Of course, the legacy of Huxley is his incredibly prophetic vision. although, when you think about it, I suppose it doesn’t take much talent for insight to realize that there is something very wrong with our ability to live naturally in the world. Most people are lucky if they can merely get by on the fumes of love as the real quenching experience eludes so many. And people are cruel to one another. Crueler, even, than they have to be.
“You don’t want to hurt my feelings. But it would really hurt them less if you did say so straight out, instead of just avoiding the whole question, as you do now. Because avoiding is really just as much of an admission as a bald statement. And it hurts more because it last longer, because there’s suspense and uncertainty and repetition of pain. So long as the words haven’t been definitely spoken, there’s always a chance that they mayn’t have been tacitly implied. Always a chance, even when one knows that they have been implied. There’s still room for hope. And when there is hope there’s disappointment. It isn’t really kinder to evade the question, Phil; it’s crueller” (81).
This sort of common way of dealing with things is so destructive. And painful. I see it extend out beyond the domain of romantic love— the question, do you love me or not? This tradition of evasion leads to the warping of all relationships including our relationship with the planet, which asks more and more plaintively each day, do you love me? Why are we poisoning our planet? Why do we poison each other? I saw a photograph this morning of a boatload of starving people who were turned away from countries that could at least help them simply not starve to death. Police killing our own citizens based on the color of their skin. Politicians taking food out of the poor’s mouths. Polluters with incomprehensible immunity. Why don’t you love me? As a society we are bound by norms that don’t allow an injustice to be called an injustice. We evade the reality that other people’s human dignity is trampled upon by an disinclination to let ourselves just be human. To show and prove our love of life—this life! my life! your life! — openly and unapologetically.
“It’s the substitution of simple intellectual schemata for the complexities of reality; of still and formal death for the bewildering movements of life. It’s incomparably easier to know a lot, say, about the history of art and to have profound ideas about metaphysics and sociology than to know personally and intuitively a lot about one’s fellows and to have satisfactory relations with one’s friends and lovers, one’s wife and children” (329).

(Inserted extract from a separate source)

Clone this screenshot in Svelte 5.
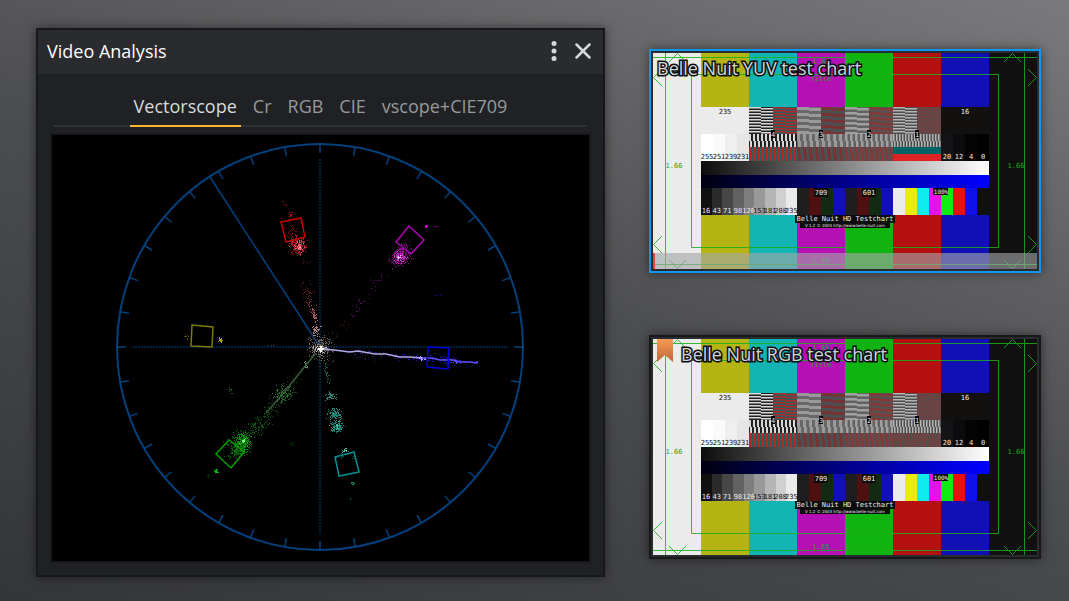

Reality is hard. I always considered the hermit to be something of an evading weakling—just try to maintain kindness, consideration for others, and for the world here IN the world—that’s the true and good work. My daughter and I always like to remind each other, “if you’re not laughing, it’s just fucking depressing.” But the profound lack of kindness— including faux-kindness laced with ulterior motives, justifications, and self-aggrandizement— is just too depressing to laugh off some days.